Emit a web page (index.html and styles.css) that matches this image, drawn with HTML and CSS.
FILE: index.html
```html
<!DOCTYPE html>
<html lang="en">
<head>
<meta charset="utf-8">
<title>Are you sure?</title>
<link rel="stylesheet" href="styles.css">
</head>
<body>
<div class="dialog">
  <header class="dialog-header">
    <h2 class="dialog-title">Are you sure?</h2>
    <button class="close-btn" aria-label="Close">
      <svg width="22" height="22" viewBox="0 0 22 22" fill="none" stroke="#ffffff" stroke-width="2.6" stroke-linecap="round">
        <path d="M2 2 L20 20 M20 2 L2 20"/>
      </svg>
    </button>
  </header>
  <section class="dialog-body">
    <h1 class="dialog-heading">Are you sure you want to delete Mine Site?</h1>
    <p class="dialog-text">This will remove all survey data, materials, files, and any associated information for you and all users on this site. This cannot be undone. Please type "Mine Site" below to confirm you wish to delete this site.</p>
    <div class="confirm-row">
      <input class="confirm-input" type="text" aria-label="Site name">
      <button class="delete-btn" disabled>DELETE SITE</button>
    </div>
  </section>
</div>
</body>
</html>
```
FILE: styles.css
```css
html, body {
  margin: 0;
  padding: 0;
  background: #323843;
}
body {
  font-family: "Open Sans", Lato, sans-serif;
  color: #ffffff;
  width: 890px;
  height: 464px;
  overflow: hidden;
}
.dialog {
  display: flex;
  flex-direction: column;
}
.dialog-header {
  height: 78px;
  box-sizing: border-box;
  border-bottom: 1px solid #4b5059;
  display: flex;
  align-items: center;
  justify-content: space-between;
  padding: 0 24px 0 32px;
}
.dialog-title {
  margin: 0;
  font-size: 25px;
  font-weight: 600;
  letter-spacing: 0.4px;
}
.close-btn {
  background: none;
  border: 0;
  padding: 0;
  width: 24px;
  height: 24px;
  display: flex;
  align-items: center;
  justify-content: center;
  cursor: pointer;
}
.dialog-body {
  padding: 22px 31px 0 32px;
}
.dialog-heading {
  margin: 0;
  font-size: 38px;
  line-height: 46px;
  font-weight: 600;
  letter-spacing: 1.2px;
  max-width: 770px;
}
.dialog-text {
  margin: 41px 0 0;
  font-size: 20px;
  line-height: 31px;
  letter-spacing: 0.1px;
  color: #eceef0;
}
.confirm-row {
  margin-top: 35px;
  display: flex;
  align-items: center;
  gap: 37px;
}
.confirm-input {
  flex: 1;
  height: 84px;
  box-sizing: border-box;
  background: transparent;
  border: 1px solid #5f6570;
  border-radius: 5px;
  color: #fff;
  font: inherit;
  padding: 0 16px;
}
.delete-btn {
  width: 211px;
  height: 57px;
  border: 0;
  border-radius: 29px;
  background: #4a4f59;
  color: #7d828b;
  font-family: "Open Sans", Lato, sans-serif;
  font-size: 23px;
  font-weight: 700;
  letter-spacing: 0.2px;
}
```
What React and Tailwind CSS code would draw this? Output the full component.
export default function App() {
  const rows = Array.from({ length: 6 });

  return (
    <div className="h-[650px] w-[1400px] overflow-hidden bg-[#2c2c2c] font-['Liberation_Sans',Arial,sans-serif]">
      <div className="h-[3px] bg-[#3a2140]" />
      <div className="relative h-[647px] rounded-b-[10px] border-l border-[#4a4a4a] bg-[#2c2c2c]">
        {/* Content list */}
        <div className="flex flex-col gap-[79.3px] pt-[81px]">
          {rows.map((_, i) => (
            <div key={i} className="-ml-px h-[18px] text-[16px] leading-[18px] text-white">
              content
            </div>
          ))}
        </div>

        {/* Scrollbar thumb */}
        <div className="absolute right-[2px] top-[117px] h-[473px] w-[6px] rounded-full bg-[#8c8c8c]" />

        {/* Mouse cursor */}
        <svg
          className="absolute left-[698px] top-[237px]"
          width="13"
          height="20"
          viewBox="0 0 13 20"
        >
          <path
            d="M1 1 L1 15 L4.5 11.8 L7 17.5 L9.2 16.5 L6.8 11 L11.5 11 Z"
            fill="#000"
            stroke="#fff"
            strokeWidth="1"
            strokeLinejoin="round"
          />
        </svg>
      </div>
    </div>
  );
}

:::::

_DIRECTIONS FOR THIS TASK_. Return what is listed above, exactly and completely.

_CORRECT RESULT_.
Emit a web page (index.html and styles.css) that matches this image, drawn with HTML and CSS.
FILE: index.html
```html
<!DOCTYPE html>
<html lang="en">
<head>
<meta charset="utf-8">
<title>Are you sure?</title>
<link rel="stylesheet" href="styles.css">
</head>
<body>
<div class="dialog">
  <header class="dialog-header">
    <h2 class="dialog-title">Are you sure?</h2>
    <button class="close-btn" aria-label="Close">
      <svg width="22" height="22" viewBox="0 0 22 22" fill="none" stroke="#ffffff" stroke-width="2.6" stroke-linecap="round">
        <path d="M2 2 L20 20 M20 2 L2 20"/>
      </svg>
    </button>
  </header>
  <section class="dialog-body">
    <h1 class="dialog-heading">Are you sure you want to delete Mine Site?</h1>
    <p class="dialog-text">This will remove all survey data, materials, files, and any associated information for you and all users on this site. This cannot be undone. Please type "Mine Site" below to confirm you wish to delete this site.</p>
    <div class="confirm-row">
      <input class="confirm-input" type="text" aria-label="Site name">
      <button class="delete-btn" disabled>DELETE SITE</button>
    </div>
  </section>
</div>
</body>
</html>
```
FILE: styles.css
```css
html, body {
  margin: 0;
  padding: 0;
  background: #323843;
}
body {
  font-family: "Open Sans", Lato, sans-serif;
  color: #ffffff;
  width: 890px;
  height: 464px;
  overflow: hidden;
}
.dialog {
  display: flex;
  flex-direction: column;
}
.dialog-header {
  height: 78px;
  box-sizing: border-box;
  border-bottom: 1px solid #4b5059;
  display: flex;
  align-items: center;
  justify-content: space-between;
  padding: 0 24px 0 32px;
}
.dialog-title {
  margin: 0;
  font-size: 25px;
  font-weight: 600;
  letter-spacing: 0.4px;
}
.close-btn {
  background: none;
  border: 0;
  padding: 0;
  width: 24px;
  height: 24px;
  display: flex;
  align-items: center;
  justify-content: center;
  cursor: pointer;
}
.dialog-body {
  padding: 22px 31px 0 32px;
}
.dialog-heading {
  margin: 0;
  font-size: 38px;
  line-height: 46px;
  font-weight: 600;
  letter-spacing: 1.2px;
  max-width: 770px;
}
.dialog-text {
  margin: 41px 0 0;
  font-size: 20px;
  line-height: 31px;
  letter-spacing: 0.1px;
  color: #eceef0;
}
.confirm-row {
  margin-top: 35px;
  display: flex;
  align-items: center;
  gap: 37px;
}
.confirm-input {
  flex: 1;
  height: 84px;
  box-sizing: border-box;
  background: transparent;
  border: 1px solid #5f6570;
  border-radius: 5px;
  color: #fff;
  font: inherit;
  padding: 0 16px;
}
.delete-btn {
  width: 211px;
  height: 57px;
  border: 0;
  border-radius: 29px;
  background: #4a4f59;
  color: #7d828b;
  font-family: "Open Sans", Lato, sans-serif;
  font-size: 23px;
  font-weight: 700;
  letter-spacing: 0.2px;
}
```
What React and Tailwind CSS code would draw this? Output the full component.
export default function App() {
  const rows = Array.from({ length: 6 });

  return (
    <div className="h-[650px] w-[1400px] overflow-hidden bg-[#2c2c2c] font-['Liberation_Sans',Arial,sans-serif]">
      <div className="h-[3px] bg-[#3a2140]" />
      <div className="relative h-[647px] rounded-b-[10px] border-l border-[#4a4a4a] bg-[#2c2c2c]">
        {/* Content list */}
        <div className="flex flex-col gap-[79.3px] pt-[81px]">
          {rows.map((_, i) => (
            <div key={i} className="-ml-px h-[18px] text-[16px] leading-[18px] text-white">
              content
            </div>
          ))}
        </div>

        {/* Scrollbar thumb */}
        <div className="absolute right-[2px] top-[117px] h-[473px] w-[6px] rounded-full bg-[#8c8c8c]" />

        {/* Mouse cursor */}
        <svg
          className="absolute left-[698px] top-[237px]"
          width="13"
          height="20"
          viewBox="0 0 13 20"
        >
          <path
            d="M1 1 L1 15 L4.5 11.8 L7 17.5 L9.2 16.5 L6.8 11 L11.5 11 Z"
            fill="#000"
            stroke="#fff"
            strokeWidth="1"
            strokeLinejoin="round"
          />
        </svg>
      </div>
    </div>
  );
}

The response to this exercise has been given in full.